L’INCHIESTA DEL “NEW YORK TIMES” SULLE ‘POTENZE STRANIERE CHE COMPRANO INFLUENZA NEI THINK TANK AMERICANI’
2. SOLDI STRANIERI AI «LOBBISTI OCCULTI» MA LA POLITICA USA NON SI INFLUENZA COSÌ
Massimo Gaggi per il "Corriere della Sera"
Il New York Times dedica un’inchiesta molto ampia alla crescente mole di contributi ricevuti dai più autorevoli think tank americani, dal Brookings Institution all’Atlantic Council . Soldi arrivati da Paesi stranieri interessanti a influenzare la politica degli Stati Uniti in vari campi, dall’energia al commercio internazionale, alla difesa. Centri di ricerca noti per la loro autorevolezza e indipendenza che operano, a volte, anche come «lobbisti occulti»?
Fosse così, non ci sarebbe molto da sorprendersi: Washington è una grande fabbrica che produce leggi, regolamenti, eroga incentivi, ordina beni e servizi, stabilisce regimi di controllo. Ma il prodotto più prezioso è la conquista dell’attenzione del presidente e della sua Amministrazione. Un bene scientificamente misurato in secondi, partecipazioni di Obama a eventi pubblici e privati, foto con supporter e finanziatori, menzione nei suoi discorsi di questo o quel personaggio.
È attorno a questo «fatturato» che lavora l’immensa macchina lobbistica della Capitale. Quando fu eletto, nel 2008, Obama promise di domare le lobby mettendole in condizioni di non nuocere. Invece da allora le società il cui mestiere è quello di influenzare la politica sono più potenti e ricche che mai. E i loro leader (alcuni dei quali sono ex collaboratori dello stesso presidente democratico) ormai rifiutano con sdegno la definizione di «lobbista»: vogliono essere chiamati «professionisti delle relazioni col governo».
Con tanti miliardi di dollari e tanti personaggi di prestigio in circolazione, non c’è da stupirsi che a volte i confini tra le società di questi professionisti e centri di ricerca spesso guidati da economisti, ex diplomatici o personaggi di elevato rango politico, possano in qualche punto confondersi.

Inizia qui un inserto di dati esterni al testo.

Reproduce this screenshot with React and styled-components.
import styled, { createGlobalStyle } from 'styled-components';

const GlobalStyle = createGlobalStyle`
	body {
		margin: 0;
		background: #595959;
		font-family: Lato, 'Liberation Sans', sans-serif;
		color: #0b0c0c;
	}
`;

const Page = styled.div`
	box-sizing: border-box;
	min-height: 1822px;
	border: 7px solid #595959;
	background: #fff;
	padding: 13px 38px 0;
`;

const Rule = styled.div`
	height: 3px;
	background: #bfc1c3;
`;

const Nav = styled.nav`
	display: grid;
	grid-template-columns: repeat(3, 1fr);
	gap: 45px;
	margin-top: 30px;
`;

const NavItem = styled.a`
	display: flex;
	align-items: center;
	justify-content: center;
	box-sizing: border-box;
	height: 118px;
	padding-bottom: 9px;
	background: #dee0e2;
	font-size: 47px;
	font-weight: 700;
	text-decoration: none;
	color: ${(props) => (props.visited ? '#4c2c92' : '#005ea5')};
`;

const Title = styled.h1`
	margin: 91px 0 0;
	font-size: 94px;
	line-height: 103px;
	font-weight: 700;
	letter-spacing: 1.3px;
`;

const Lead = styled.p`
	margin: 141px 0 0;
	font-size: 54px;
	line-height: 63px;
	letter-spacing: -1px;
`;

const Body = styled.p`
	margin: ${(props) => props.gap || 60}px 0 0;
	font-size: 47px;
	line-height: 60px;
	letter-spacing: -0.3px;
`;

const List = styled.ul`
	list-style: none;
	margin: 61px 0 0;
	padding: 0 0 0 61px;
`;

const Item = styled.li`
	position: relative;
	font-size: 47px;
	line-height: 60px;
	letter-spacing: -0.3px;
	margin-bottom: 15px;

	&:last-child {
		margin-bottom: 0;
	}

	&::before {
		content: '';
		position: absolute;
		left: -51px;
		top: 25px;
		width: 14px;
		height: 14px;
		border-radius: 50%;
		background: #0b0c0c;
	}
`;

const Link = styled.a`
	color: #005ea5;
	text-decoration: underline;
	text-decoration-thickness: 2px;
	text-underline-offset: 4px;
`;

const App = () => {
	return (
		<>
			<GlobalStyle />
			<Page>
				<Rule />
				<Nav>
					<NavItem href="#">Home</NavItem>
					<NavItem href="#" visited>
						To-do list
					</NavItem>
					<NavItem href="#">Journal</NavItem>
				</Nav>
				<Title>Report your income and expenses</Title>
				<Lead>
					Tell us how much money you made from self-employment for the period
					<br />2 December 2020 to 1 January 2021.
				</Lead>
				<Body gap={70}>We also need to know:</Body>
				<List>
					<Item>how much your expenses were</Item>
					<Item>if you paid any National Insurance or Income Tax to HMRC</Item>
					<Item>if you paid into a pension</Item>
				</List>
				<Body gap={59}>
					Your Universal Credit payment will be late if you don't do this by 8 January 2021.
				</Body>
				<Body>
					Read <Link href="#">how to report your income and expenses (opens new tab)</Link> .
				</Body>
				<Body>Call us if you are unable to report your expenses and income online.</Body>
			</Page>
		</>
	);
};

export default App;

Lo spettro agitato dal giornale americano è quello del «denaro straniero» ma Washington è pur sempre la capitale di un impero, anche se in declino, ed è abbastanza normale che Paesi che vogliono far sentire la loro voce al di là di quello che possono fare le loro ambasciate, puntino anche sui think tank .

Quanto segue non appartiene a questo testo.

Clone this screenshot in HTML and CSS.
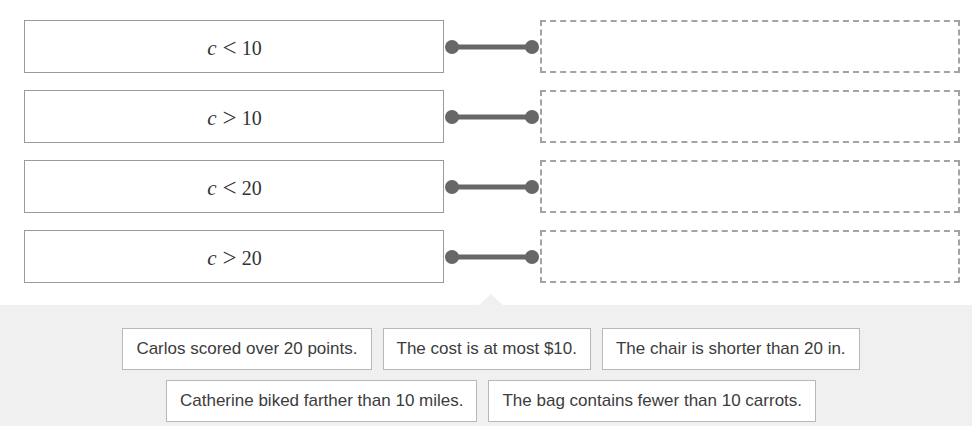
FILE: index.html
```html
<!DOCTYPE html>
<html>
<head>
<meta charset="utf-8">
<link rel="stylesheet" href="styles.css">
</head>
<body>
<div class="matcher">
  <div class="row">
    <div class="term"><span class="math"><i>c</i><span class="rel">&lt;</span>10</span></div>
    <svg class="link" width="96" height="20" viewBox="0 0 96 20"><line x1="8" y1="10" x2="88" y2="10" stroke="#676767" stroke-width="5"/><circle cx="8" cy="10" r="7" fill="#676767"/><circle cx="88" cy="10" r="7" fill="#676767"/></svg>
    <div class="slot"></div>
  </div>
  <div class="row">
    <div class="term"><span class="math"><i>c</i><span class="rel">&gt;</span>10</span></div>
    <svg class="link" width="96" height="20" viewBox="0 0 96 20"><line x1="8" y1="10" x2="88" y2="10" stroke="#676767" stroke-width="5"/><circle cx="8" cy="10" r="7" fill="#676767"/><circle cx="88" cy="10" r="7" fill="#676767"/></svg>
    <div class="slot"></div>
  </div>
  <div class="row">
    <div class="term"><span class="math"><i>c</i><span class="rel">&lt;</span>20</span></div>
    <svg class="link" width="96" height="20" viewBox="0 0 96 20"><line x1="8" y1="10" x2="88" y2="10" stroke="#676767" stroke-width="5"/><circle cx="8" cy="10" r="7" fill="#676767"/><circle cx="88" cy="10" r="7" fill="#676767"/></svg>
    <div class="slot"></div>
  </div>
  <div class="row">
    <div class="term"><span class="math"><i>c</i><span class="rel">&gt;</span>20</span></div>
    <svg class="link" width="96" height="20" viewBox="0 0 96 20"><line x1="8" y1="10" x2="88" y2="10" stroke="#676767" stroke-width="5"/><circle cx="8" cy="10" r="7" fill="#676767"/><circle cx="88" cy="10" r="7" fill="#676767"/></svg>
    <div class="slot"></div>
  </div>
</div>
<div class="bank">
  <div class="notch"></div>
  <div class="chips">
    <div class="chip">Carlos scored over 20 points.</div>
    <div class="chip">The cost is at most $10.</div>
    <div class="chip">The chair is shorter than 20 in.</div>
    <div class="chip">Catherine biked farther than 10 miles.</div>
    <div class="chip">The bag contains fewer than 10 carrots.</div>
  </div>
</div>
</body>
</html>
```
FILE: styles.css
```css
html, body {
  margin: 0;
  padding: 0;
  background: #fff;
}
body {
  font-family: "Liberation Sans", Arial, sans-serif;
  width: 972px;
  height: 426px;
  overflow: hidden;
}
.matcher {
  padding: 20px 0 0 24px;
  display: flex;
  flex-direction: column;
  gap: 17px;
}
.row {
  display: flex;
  align-items: center;
}
.term {
  box-sizing: border-box;
  width: 420px;
  height: 53px;
  border: 1px solid #9a9a9a;
  display: flex;
  align-items: center;
  justify-content: center;
}
.math {
  font-family: "Liberation Serif", serif;
  font-size: 20px;
  color: #333;
  display: flex;
  align-items: baseline;
  line-height: 1;
  padding-left: 1px;
}
.math i {
  font-size: 21px;
}
.rel {
  font-size: 25px;
  margin: 0 5px 0 6px;
  position: relative;
  top: 1px;
}
.link {
  display: block;
  flex: none;
}
.slot {
  box-sizing: border-box;
  width: 420px;
  height: 53px;
  border: 2px dashed #a3a3a3;
}
.bank {
  position: relative;
  margin-top: 22px;
  background: #f0f0f0;
  height: 121px;
  padding-top: 23px;
  box-sizing: border-box;
}
.notch {
  position: absolute;
  left: 479px;
  top: -11px;
  width: 0;
  height: 0;
  border-left: 12px solid transparent;
  border-right: 12px solid transparent;
  border-bottom: 11px solid #f0f0f0;
}
.chips {
  display: flex;
  flex-wrap: wrap;
  justify-content: center;
  gap: 10px 11px;
  width: 972px;
  box-sizing: border-box;
  padding: 0 100px 0 110px;
}
.chip {
  box-sizing: border-box;
  height: 42px;
  padding: 0 13px;
  background: #fff;
  border: 1px solid #b8b8b8;
  color: #3c3c3c;
  font-size: 17px;
  display: flex;
  align-items: center;
}
```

Serve agli arabi per premere sulla politica energetica Usa? La Norvegia, come scrive il Times cerca di far cambiare idea al governo sulle politiche per l’Artico attraverso la Brookings? Forse è così. Ma difficilmente il paper di qualche esperto farà cambiare rotta alla Casa bianca o al Congresso su questioni cruciali. Spesso quei Soldi servono a risolvere problemi molto più terra-terra: trovare una sede di prestigio nella quale il ministro straniero in visita nella capitale dell’impero possa lasciare un segno, parlando in istituto davanti a un pubblico sussiegoso.